Tavis: If you're a regular PBS watcher, certainly if you watch the PBS 'NewsHour with Jim Lehrer,' then you know this face...David Brooks...and you really can't miss him if you read "The New York Times' as I do. David Brooks, columnist for "The New York Times.' David, nice to see you.

David Brooks: Good to see you again.

Tavis: Glad to have you on. This time you're not on a stool and open empty naked space that you hide behind. Nice to see--

Brooks: People can't see how much bigger you are than I am.

Tavis: I may be bigger than you, but I'm not a better writer than you. I'd love to be half as good as you are.

Brooks: Thank you.

Tavis: Two pieces specifically you've written lately that I was just fascinated by, as I am by most of your pieces, about the piece you wrote the other day in "The New York Times' about why you think that Giuliani, McCain, and Schwarzenegger were chosen as speakers. The conventional wisdom is that they're at this convention, wanting to showcase, wanted to showcase moderate speakers. Your take was a little different.

Brooks: Yeah, because, you know, when they got out there, they didn't really talk about gay marriage, abortion, guns, some of the issues they really are moderate at. They talked about strength. They talked about courage. And that's sort of the theme of this convention. We've got a really courageous President. We're going to put a bunch of manly men out there, and the interesting--

Tavis: No girly men.

Brooks: No girly men, yeah. And the interesting thing is, you know who that's targeted to? It's not targeted to men. They're bringing all these manly men out there, but if you watch the polls and you watch the movement, it's women who are concerned about security. So Bush had really lost a lot of those people, and in the last month he's picked them up a little. And the perverse thing is that the more manly men they throw out there, the more it seems to respond to women. We'll see if that lasts.

Tavis: Why not throw women out there? Isn't it a bit sexist to say that the way to get a woman's vote is to put a man on the stage?

Brooks: Yeah, well, I think if they had a Margaret Thatcher--

Tavis: They'd put her out there.

Brooks: She'd be four hours, you know. But, you know, the talent in this Party, the other perverse thing, and this is a pretty conservative Party, but the talent is all in the center. You takethe stars of this Party: Rudy Giuliani, McCain, Schwarzenegger, even a guy like Mitt Romney from Massachusetts, that's where the talent is. So this Party is going to make a decision in a couple of years, do we go with our talent, or do we try to find somebody who's as conservative as we are?

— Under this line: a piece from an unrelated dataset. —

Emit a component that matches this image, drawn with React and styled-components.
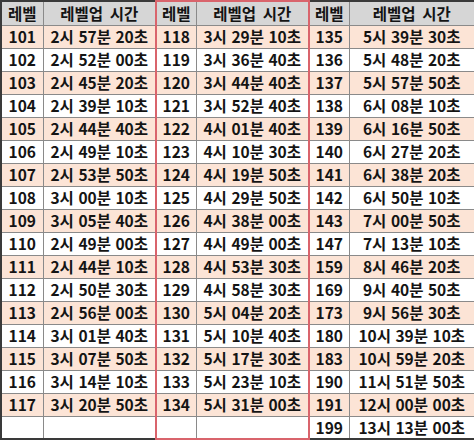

Tavis: Yeah. The other piece that got my attention, and a whole lot of other folks that read "The New York Times' on Sunday at least, the cover of the 'New York Times' magazine a week or so ago was written by David Brooks. It's called, 'The Era of Small Government is Over: Republicans 2008." it says, "The Case for a New Progressive Conservatism," the case that is, for a new progressive conservatism. As you see, I had trouble saying that because it's almost oxymoronic to say a progressive conservatism. I couldn't even get it out. What do you mean by progressive conservatism?

Brooks: You started in the days when this Party started with Abraham Lincoln, and you go up to Teddy Roosevelt. You had a Party that believed in limit, using government for affirmative, for positive things. For uplifting people who didn't have chances. For giving them second chances and third chances and fourth chances. Not in a liberal way, maybe the way the Democratic Party stands for, but using government in a positive way. I think that tradition is just sitting out there. I sometimes say we have two conventions but three parties in this country. The McCain-Lieberman Party is sitting out there in the center waiting to be born. So I try to give some coherence to that because I really think the Party we're seeing this week is an unstable Party. They've been saying since Barry Goldwater, that we've got to cut the size of government, cut government, cut government. The American people don't actually want that and they've shown it again, and again, and again. They've got to find the new governing principle. So what I was trying to do is kind of lay that out, what it might be.

Tavis: I've only got a couple of minutes with you, unfortunately, let's top-line some of the things that you recommended in the article that the Republican Party can do, if they're going to stick with the platform of being the conservative party, how they can be more progressively conservative.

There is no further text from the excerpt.